Today we are called to rejoice! Rejoice in God our Savior! Rejoice in the one who comes to save us, to heal us, who comes to BE our joy. Christ our Savior not only gives us reason to feel joyful, he IS our joy.
Every December, I hear people lament that they can’t get into the Christmas spirit, that they don’t feel like they should at Christmas time, that they’re missing a feeling of joy. I can relate to that. I think we all can admit there are times in our life where the feeling of joy has been absent. Yet, while joy is a feeling, it’s also a response to what we know to be true. That’s one of the beautiful things about this Sunday: we are reminded that no matter what trouble, trials, or tribulations are going on in our lives, there is reason to rejoice!
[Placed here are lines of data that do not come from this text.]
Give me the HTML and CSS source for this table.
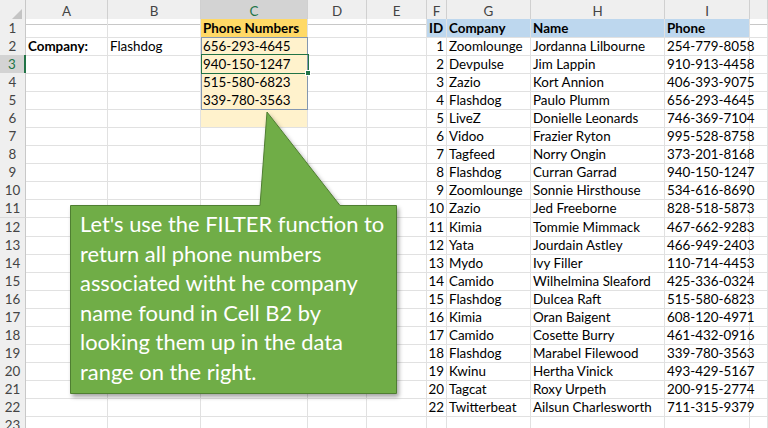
FILE: index.html
```html
<!DOCTYPE html>
<html>
<head>
<meta charset="utf-8">
<link rel="stylesheet" href="styles.css">
</head>
<body>
<div class="sheet">
  <div class="r hdr">
    <div class="h corner"><svg width="14" height="14" viewBox="0 0 14 14"><polygon points="13,1 13,13 1,13" fill="#c4c4c4"/></svg></div>
    <div class="ch">A</div><div class="ch">B</div><div class="ch sel">C</div><div class="ch">D</div><div class="ch">E</div><div class="ch">F</div><div class="ch">G</div><div class="ch">H</div><div class="ch">I</div><div class="ch"></div>
  </div>
  <div class="r">
    <div class="h">1</div><div class="c"></div><div class="c"></div><div class="c gold b">Phone Numbers</div><div class="c"></div><div class="c"></div><div class="c blue b">ID</div><div class="c blue b">Company</div><div class="c blue b">Name</div><div class="c blue b">Phone</div><div class="c"></div>
  </div>
  <div class="r">
    <div class="h">2</div><div class="c b">Company:</div><div class="c">Flashdog</div><div class="c ly">656-293-4645</div><div class="c"></div><div class="c"></div><div class="c n">1</div><div class="c">Zoomlounge</div><div class="c">Jordanna Lilbourne</div><div class="c">254-779-8058</div><div class="c"></div>
  </div>
  <div class="r">
    <div class="h act">3</div><div class="c"></div><div class="c"></div><div class="c ly">940-150-1247</div><div class="c"></div><div class="c"></div><div class="c n">2</div><div class="c">Devpulse</div><div class="c">Jim Lappin</div><div class="c">910-913-4458</div><div class="c"></div>
  </div>
  <div class="r">
    <div class="h">4</div><div class="c"></div><div class="c"></div><div class="c ly">515-580-6823</div><div class="c"></div><div class="c"></div><div class="c n">3</div><div class="c">Zazio</div><div class="c">Kort Annion</div><div class="c">406-393-9075</div><div class="c"></div>
  </div>
  <div class="r">
    <div class="h">5</div><div class="c"></div><div class="c"></div><div class="c ly">339-780-3563</div><div class="c"></div><div class="c"></div><div class="c n">4</div><div class="c">Flashdog</div><div class="c">Paulo Plumm</div><div class="c">656-293-4645</div><div class="c"></div>
  </div>
  <div class="r">
    <div class="h">6</div><div class="c"></div><div class="c"></div><div class="c ly"></div><div class="c"></div><div class="c"></div><div class="c n">5</div><div class="c">LiveZ</div><div class="c">Donielle Leonards</div><div class="c">746-369-7104</div><div class="c"></div>
  </div>
  <div class="r">
    <div class="h">7</div><div class="c"></div><div class="c"></div><div class="c"></div><div class="c"></div><div class="c"></div><div class="c n">6</div><div class="c">Vidoo</div><div class="c">Frazier Ryton</div><div class="c">995-528-8758</div><div class="c"></div>
  </div>
  <div class="r">
    <div class="h">8</div><div class="c"></div><div class="c"></div><div class="c"></div><div class="c"></div><div class="c"></div><div class="c n">7</div><div class="c">Tagfeed</div><div class="c">Norry Ongin</div><div class="c">373-201-8168</div><div class="c"></div>
  </div>
  <div class="r">
    <div class="h">9</div><div class="c"></div><div class="c"></div><div class="c"></div><div class="c"></div><div class="c"></div><div class="c n">8</div><div class="c">Flashdog</div><div class="c">Curran Garrad</div><div class="c">940-150-1247</div><div class="c"></div>
  </div>
  <div class="r">
    <div class="h">10</div><div class="c"></div><div class="c"></div><div class="c"></div><div class="c"></div><div class="c"></div><div class="c n">9</div><div class="c">Zoomlounge</div><div class="c">Sonnie Hirsthouse</div><div class="c">534-616-8690</div><div class="c"></div>
  </div>
  <div class="r">
    <div class="h">11</div><div class="c"></div><div class="c"></div><div class="c"></div><div class="c"></div><div class="c"></div><div class="c n">10</div><div class="c">Zazio</div><div class="c">Jed Freeborne</div><div class="c">828-518-5873</div><div class="c"></div>
  </div>
  <div class="r">
    <div class="h">12</div><div class="c"></div><div class="c"></div><div class="c"></div><div class="c"></div><div class="c"></div><div class="c n">11</div><div class="c">Kimia</div><div class="c">Tommie Mimmack</div><div class="c">467-662-9283</div><div class="c"></div>
  </div>
  <div class="r">
    <div class="h">13</div><div class="c"></div><div class="c"></div><div class="c"></div><div class="c"></div><div class="c"></div><div class="c n">12</div><div class="c">Yata</div><div class="c">Jourdain Astley</div><div class="c">466-949-2403</div><div class="c"></div>
  </div>
  <div class="r">
    <div class="h">14</div><div class="c"></div><div class="c"></div><div class="c"></div><div class="c"></div><div class="c"></div><div class="c n">13</div><div class="c">Mydo</div><div class="c">Ivy Filler</div><div class="c">110-714-4453</div><div class="c"></div>
  </div>
  <div class="r">
    <div class="h">15</div><div class="c"></div><div class="c"></div><div class="c"></div><div class="c"></div><div class="c"></div><div class="c n">14</div><div class="c">Camido</div><div class="c">Wilhelmina Sleaford</div><div class="c">425-336-0324</div><div class="c"></div>
  </div>
  <div class="r">
    <div class="h">16</div><div class="c"></div><div class="c"></div><div class="c"></div><div class="c"></div><div class="c"></div><div class="c n">15</div><div class="c">Flashdog</div><div class="c">Dulcea Raft</div><div class="c">515-580-6823</div><div class="c"></div>
  </div>
  <div class="r">
    <div class="h">17</div><div class="c"></div><div class="c"></div><div class="c"></div><div class="c"></div><div class="c"></div><div class="c n">16</div><div class="c">Kimia</div><div class="c">Oran Baigent</div><div class="c">608-120-4971</div><div class="c"></div>
  </div>
  <div class="r">
    <div class="h">18</div><div class="c"></div><div class="c"></div><div class="c"></div><div class="c"></div><div class="c"></div><div class="c n">17</div><div class="c">Camido</div><div class="c">Cosette Burry</div><div class="c">461-432-0916</div><div class="c"></div>
  </div>
  <div class="r">
    <div class="h">19</div><div class="c"></div><div class="c"></div><div class="c"></div><div class="c"></div><div class="c"></div><div class="c n">18</div><div class="c">Flashdog</div><div class="c">Marabel Filewood</div><div class="c">339-780-3563</div><div class="c"></div>
  </div>
  <div class="r">
    <div class="h">20</div><div class="c"></div><div class="c"></div><div class="c"></div><div class="c"></div><div class="c"></div><div class="c n">19</div><div class="c">Kwinu</div><div class="c">Hertha Vinick</div><div class="c">493-429-5167</div><div class="c"></div>
  </div>
  <div class="r">
    <div class="h">21</div><div class="c"></div><div class="c"></div><div class="c"></div><div class="c"></div><div class="c"></div><div class="c n">20</div><div class="c">Tagcat</div><div class="c">Roxy Urpeth</div><div class="c">200-915-2774</div><div class="c"></div>
  </div>
  <div class="r">
    <div class="h">22</div><div class="c"></div><div class="c"></div><div class="c"></div><div class="c"></div><div class="c"></div><div class="c n">22</div><div class="c">Twitterbeat</div><div class="c">Ailsun Charlesworth</div><div class="c">711-315-9379</div><div class="c"></div>
  </div>
  <div class="r">
    <div class="h">23</div><div class="c"></div><div class="c"></div><div class="c"></div><div class="c"></div><div class="c"></div><div class="c"></div><div class="c"></div><div class="c"></div><div class="c"></div><div class="c"></div>
  </div>

  <div class="spill"></div>
  <div class="active"><span class="handle"></span></div>

  <svg class="shape" width="768" height="428" viewBox="0 0 768 428">
    <defs>
      <filter id="sh" x="-10%" y="-10%" width="130%" height="130%">
        <feDropShadow dx="2" dy="3" stdDeviation="2" flood-color="#000" flood-opacity="0.35"/>
      </filter>
    </defs>
    <path d="M70.5,205.5 H260 L267,112 L340,205.5 H396.5 V393.5 H70.5 Z" fill="#70AD47" stroke="#507E32" stroke-width="1" filter="url(#sh)"/>
  </svg>
  <div class="callout-text">Let's use the FILTER function to<br>return all phone numbers<br>associated witht he company<br>name found in Cell B2 by<br>looking them up in the data<br>range on the right.</div>
</div>
</body>
</html>
```
FILE: styles.css
```css
html, body {
  margin: 0;
  padding: 0;
  background: #ffffff;
}
body {
  width: 768px;
  height: 428px;
  overflow: hidden;
  font-family: "Lato", "Open Sans", sans-serif;
}
.sheet {
  position: relative;
  width: 768px;
  height: 428px;
}
.r {
  display: grid;
  grid-template-columns: 26px 82px 93px 107px 59px 60px 20px 84px 134px 85px 18px;
  height: 18.05px;
}
.r.hdr {
  height: 19px;
  background: #efefef;
}
.h {
  background: #efefef;
  border-right: 1px solid #c8c8c8;
  border-bottom: 1px solid #dadada;
  color: #444;
  font-size: 13.4px;
  line-height: 18px;
  text-align: center;
  box-sizing: border-box;
}
.h.act {
  background: #d3d3d3;
  color: #217346;
  border-right: 2px solid #217346;
}
.corner {
  display: flex;
  align-items: flex-end;
  justify-content: flex-end;
  padding: 0 2px 2px 0;
  border-bottom: 1px solid #c8c8c8;
}
.ch {
  border-right: 1px solid #d0d0d0;
  border-bottom: 1px solid #c8c8c8;
  box-sizing: border-box;
  color: #444;
  font-size: 13.4px;
  line-height: 23px;
  text-align: center;
}
.ch.sel {
  background: #d3d3d3;
  color: #217346;
  border-bottom: 2px solid #217346;
}
.c {
  border-right: 1px solid #e1e1e1;
  border-bottom: 1px solid #e1e1e1;
  box-sizing: border-box;
  font-size: 13.4px;
  line-height: 18px;
  color: #000;
  padding-left: 2px;
  white-space: nowrap;
  overflow: visible;
}
.c.b { font-weight: bold; }
.c.n { text-align: right; padding-right: 2px; padding-left: 0; }
.gold { background: #FFD966; }
.ly { background: #FFF2CC; }
.blue { background: #BDD7EE; }
.spill {
  position: absolute;
  left: 201px;
  top: 37px;
  width: 107px;
  height: 73px;
  border: 1px solid #8497b0;
  box-sizing: border-box;
}
.active {
  position: absolute;
  left: 201px;
  top: 54px;
  width: 108px;
  height: 20px;
  border: 1px solid #217346;
  box-sizing: border-box;
}
.handle {
  position: absolute;
  right: -3px;
  bottom: -3px;
  width: 4px;
  height: 4px;
  background: #217346;
  border: 1px solid #fff;
}
.shape {
  position: absolute;
  left: 0;
  top: 0;
  pointer-events: none;
}
.callout-text {
  position: absolute;
  left: 80px;
  top: 209px;
  color: #ffffff;
  font-size: 21.9px;
  line-height: 29.5px;
  white-space: nowrap;
}
```
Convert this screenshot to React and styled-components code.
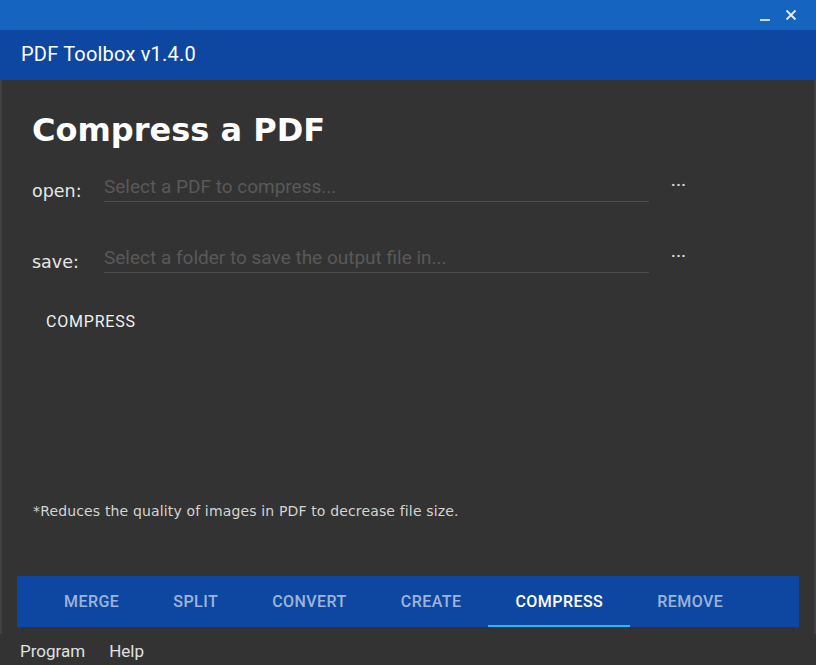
import React from "react";
import styled, { createGlobalStyle } from "styled-components";

const Global = createGlobalStyle`
  html, body { margin: 0; padding: 0; background: #333333; }
  body { width: 816px; height: 665px; overflow: hidden; }
  * { box-sizing: border-box; }
`;

const Window = styled.div`
  width: 816px;
  height: 665px;
  display: flex;
  flex-direction: column;
  background: #333333;
  font-family: Roboto, "Noto Sans", sans-serif;
`;

const TitleBar = styled.div`
  height: 30px;
  flex: none;
  background: #1565c0;
  display: flex;
  justify-content: flex-end;
  align-items: center;
  gap: 12px;
  padding-right: 18px;
`;

const WinButton = styled.div`
  width: 14px;
  height: 14px;
  display: flex;
  align-items: center;
  justify-content: center;
`;

const Header = styled.div`
  height: 50px;
  flex: none;
  background: #0d47a1;
  display: flex;
  align-items: center;
  padding-left: 21px;
  color: #ffffff;
  font-family: Roboto, sans-serif;
  font-weight: 400;
  font-size: 20px;
  letter-spacing: 0.2px;
  padding-bottom: 2px;
`;

const Main = styled.div`
  flex: 1;
  display: flex;
  flex-direction: column;
  border-left: 2px solid #414141;
  border-right: 2px solid #414141;
  padding: 0 15px 7px 15px;
`;

const Content = styled.div`
  flex: 1;
  display: flex;
  flex-direction: column;
  padding: 34px 0 57px 15px;
`;

const Title = styled.h1`
  margin: 0;
  font-family: "DejaVu Sans", Verdana, sans-serif;
  font-weight: bold;
  font-size: 32px;
  line-height: 32px;
  color: #ffffff;
`;

const FieldRow = styled.div`
  display: flex;
  align-items: flex-end;
  height: 32px;
  margin-top: ${(p) => p.$top}px;
`;

const Label = styled.span`
  width: 72px;
  flex: none;
  font-family: "DejaVu Sans", Verdana, sans-serif;
  font-size: 17.5px;
  color: #e6e6e6;
  line-height: 20px;
  padding-bottom: 1px;
`;

const Input = styled.div`
  width: 545px;
  flex: none;
  height: 30px;
  border-bottom: 1px solid #4d4d4d;
  display: flex;
  align-items: center;
  font-family: Roboto, sans-serif;
  font-size: 19px;
  color: #595959;
  padding-bottom: 0px;
`;

const Dots = styled.span`
  margin-left: 22px;
  align-self: flex-start;
  margin-top: ${(p) => p.$dy}px;
  font-family: Roboto, sans-serif;
  font-weight: bold;
  font-size: 15px;
  letter-spacing: 0.6px;
  color: #dcdcdc;
`;

const ActionButton = styled.div`
  align-self: flex-start;
  margin-top: 33px;
  padding: 6px 14px;
  font-family: Roboto, sans-serif;
  font-weight: 400;
  font-size: 16px;
  letter-spacing: 0.8px;
  color: #f0f0f0;
`;

const Footnote = styled.p`
  margin: auto 0 0 1px;
  font-family: "DejaVu Sans", Verdana, sans-serif;
  font-size: 14px;
  letter-spacing: 0.15px;
  line-height: 16px;
  color: #d4d4d4;
`;

const TabBar = styled.div`
  height: 51px;
  flex: none;
  background: #0d47a1;
  display: flex;
  align-items: stretch;
  padding-left: 20px;
`;

const Tab = styled.div`
  position: relative;
  display: flex;
  align-items: center;
  padding: 0 27px;
  font-family: Roboto, sans-serif;
  font-weight: 500;
  font-size: 16px;
  letter-spacing: 0.45px;
  color: ${(p) => (p.$active ? "#ffffff" : "rgba(255,255,255,0.6)")};

  &::after {
    content: "";
    display: ${(p) => (p.$active ? "block" : "none")};
    position: absolute;
    left: 0;
    right: 0;
    bottom: 0;
    height: 2px;
    background: #29b6f6;
  }
`;

const MenuBar = styled.div`
  height: 31px;
  flex: none;
  display: flex;
  align-items: center;
  gap: 24px;
  padding-left: 20px;
  padding-top: 3px;
  font-family: Roboto, sans-serif;
  font-size: 17px;
  color: #e0e0e0;
`;

const tabs = ["MERGE", "SPLIT", "CONVERT", "CREATE", "COMPRESS", "REMOVE"];

export default function App() {
  return (
    <>
      <Global />
      <Window>
        <TitleBar>
          <WinButton>
            <svg width="12" height="14" viewBox="0 0 12 14">
              <rect x="1" y="11" width="10" height="2" fill="#cfd8ea" />
            </svg>
          </WinButton>
          <WinButton>
            <svg width="12" height="12" viewBox="0 0 12 12">
              <path d="M1.5 1.5 L10.5 10.5 M10.5 1.5 L1.5 10.5" stroke="#e8eef8" strokeWidth="1.8" />
            </svg>
          </WinButton>
        </TitleBar>
        <Header>PDF Toolbox v1.4.0</Header>
        <Main>
          <Content>
            <Title>Compress a PDF</Title>
            <FieldRow $top={24}>
              <Label>open:</Label>
              <Input>Select a PDF to compress...</Input>
              <Dots $dy={6}>···</Dots>
            </FieldRow>
            <FieldRow $top={39}>
              <Label>save:</Label>
              <Input>Select a folder to save the output file in...</Input>
              <Dots $dy={6}>···</Dots>
            </FieldRow>
            <ActionButton>COMPRESS</ActionButton>
            <Footnote>*Reduces the quality of images in PDF to decrease file size.</Footnote>
          </Content>
          <TabBar>
            {tabs.map((t) => (
              <Tab key={t} $active={t === "COMPRESS"}>
                {t}
              </Tab>
            ))}
          </TabBar>
        </Main>
        <MenuBar>
          <span>Program</span>
          <span>Help</span>
        </MenuBar>
      </Window>
    </>
  );
}
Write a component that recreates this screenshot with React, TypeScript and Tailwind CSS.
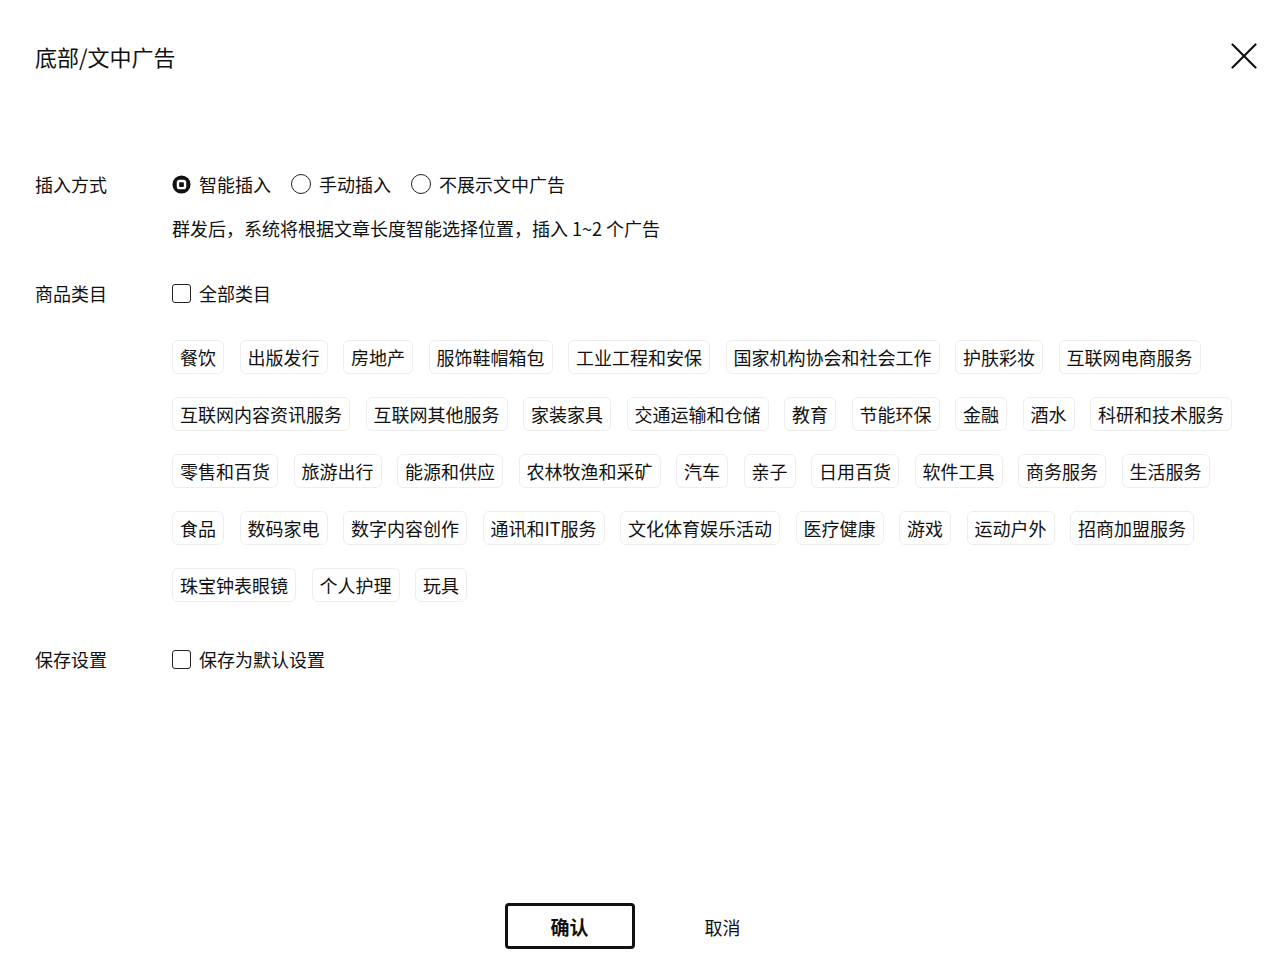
import React, { useState } from 'react';

const CATEGORIES = [
  '餐饮', '出版发行', '房地产', '服饰鞋帽箱包', '工业工程和安保', '国家机构协会和社会工作', '护肤彩妆', '互联网电商服务',
  '互联网内容资讯服务', '互联网其他服务', '家装家具', '交通运输和仓储', '教育', '节能环保', '金融', '酒水', '科研和技术服务',
  '零售和百货', '旅游出行', '能源和供应', '农林牧渔和采矿', '汽车', '亲子', '日用百货', '软件工具', '商务服务', '生活服务',
  '食品', '数码家电', '数字内容创作', '通讯和IT服务', '文化体育娱乐活动', '医疗健康', '游戏', '运动户外', '招商加盟服务',
  '珠宝钟表眼镜', '个人护理', '玩具',
];

const RADIOS = ['智能插入', '手动插入', '不展示文中广告'];

const CloseIcon = () => (
  <svg viewBox="0 0 26 26" className="w-[26px] h-[26px]" fill="none" stroke="#111" strokeWidth="2.2" strokeLinecap="round">
    <line x1="1.5" y1="1.5" x2="24.5" y2="24.5" />
    <line x1="24.5" y1="1.5" x2="1.5" y2="24.5" />
  </svg>
);

const RadioDot = ({ checked }: { checked: boolean }) =>
  checked ? (
    <svg viewBox="0 0 20 20" className="w-[19px] h-[19px] shrink-0">
      <circle cx="10" cy="10" r="9.5" fill="#111" />
      <rect x="5" y="5" width="10" height="10" rx="3" fill="#fff" />
      <rect x="7.5" y="7.5" width="5" height="5" rx="1" fill="#111" />
    </svg>
  ) : (
    <span className="w-[20px] h-[20px] shrink-0 rounded-full border border-[#222] bg-white" />
  );

const Checkbox = ({ checked, onClick, label }: { checked: boolean; onClick: () => void; label: string }) => (
  <button onClick={onClick} className="flex items-center gap-[8px] h-[24px]">
    <span
      className={`w-[19px] h-[19px] rounded-[3px] border border-[#222] ${checked ? 'bg-[#111]' : 'bg-white'}`}
    />
    <span className="text-[18px] leading-[24px]">{label}</span>
  </button>
);

export default function App() {
  const [mode, setMode] = useState(0);
  const [all, setAll] = useState(false);
  const [save, setSave] = useState(false);

  return (
    <div
      className="w-[1280px] h-[972px] bg-white text-[#111] flex flex-col"
      style={{ fontFamily: '"Noto Sans CJK SC", "Noto Sans", sans-serif' }}
    >
      <div className="flex items-center justify-between pl-[35px] pr-[23px] pt-[42px]">
        <h1 className="text-[22px] leading-[28px] font-normal">底部/文中广告</h1>
        <CloseIcon />
      </div>

      <div className="flex px-[35px] mt-[102px]">
        <div className="w-[137px] text-[18px] leading-[24px]">插入方式</div>
        <div className="flex-1">
          <div className="flex items-center gap-[20px] h-[24px]">
            {RADIOS.map((r, i) => (
              <button key={r} onClick={() => setMode(i)} className="flex items-center gap-[8px]">
                <RadioDot checked={mode === i} />
                <span className="text-[18px] leading-[24px]">{r}</span>
              </button>
            ))}
          </div>
          <p className="mt-[20px] text-[18px] leading-[24px]">
            群发后，系统将根据文章长度智能选择位置，插入 1~2 个广告
          </p>
        </div>
      </div>

      <div className="flex px-[35px] mt-[41px]">
        <div className="w-[137px] text-[18px] leading-[24px]">商品类目</div>
        <div className="flex-1">
          <Checkbox checked={all} onClick={() => setAll(!all)} label="全部类目" />
          <div className="mt-[35px] flex flex-wrap gap-x-[15.5px] gap-y-[23px]">
            {CATEGORIES.map((c) => (
              <span
                key={c}
                className="px-[7px] py-[6px] border border-[#eeeeee] rounded-[6px] text-[18px] leading-[20px] whitespace-nowrap"
              >
                {c}
              </span>
            ))}
          </div>
        </div>
      </div>

      <div className="flex px-[35px] mt-[45px]">
        <div className="w-[137px] text-[18px] leading-[24px]">保存设置</div>
        <Checkbox checked={save} onClick={() => setSave(!save)} label="保存为默认设置" />
      </div>

      <div className="mt-auto pb-[23px] flex justify-center gap-[35px]">
        <button className="w-[130px] h-[46px] rounded-[4px] border-[3px] border-[#111] bg-white text-[19px] leading-[24px] font-bold pt-[2px]">
          确认
        </button>
        <button className="w-[106px] h-[46px] text-[18px] leading-[24px] pt-[2px]">取消</button>
      </div>
    </div>
  );
}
Rejoice that God loves you!
Rejoice that God has put God’s own love into us so that we might share it with everyone around us!
Rejoice that God has redeemed us!
Rejoice that God remembers your sins no more!
Rejoice that God calls you by name as his beloved daughters and sons!
Rejoice that God will one day wipe every tear from our eyes!
Rejoice that God has given us each other, to bear with one another through whatever happens in our lives.
Rejoice that God came into our very midst as a human being, born so many years ago, to dwell with us and share our humanity!
Rejoice that Jesus, the Christ, has gone to prepare a place for us where there will be no more sorrows!
Rejoice that our Lord will one day return and make God’s home among us.
Rejoice that we will live forever in the presence of the living God who is Love!
This Sunday, we are invited to rejoice and exult with all our heart in the salvation of our Lord and God. Don’t fear. The Lord our God is in our midst.
In the name of the Father, and of the Son, and of the Holy Spirit, Amen!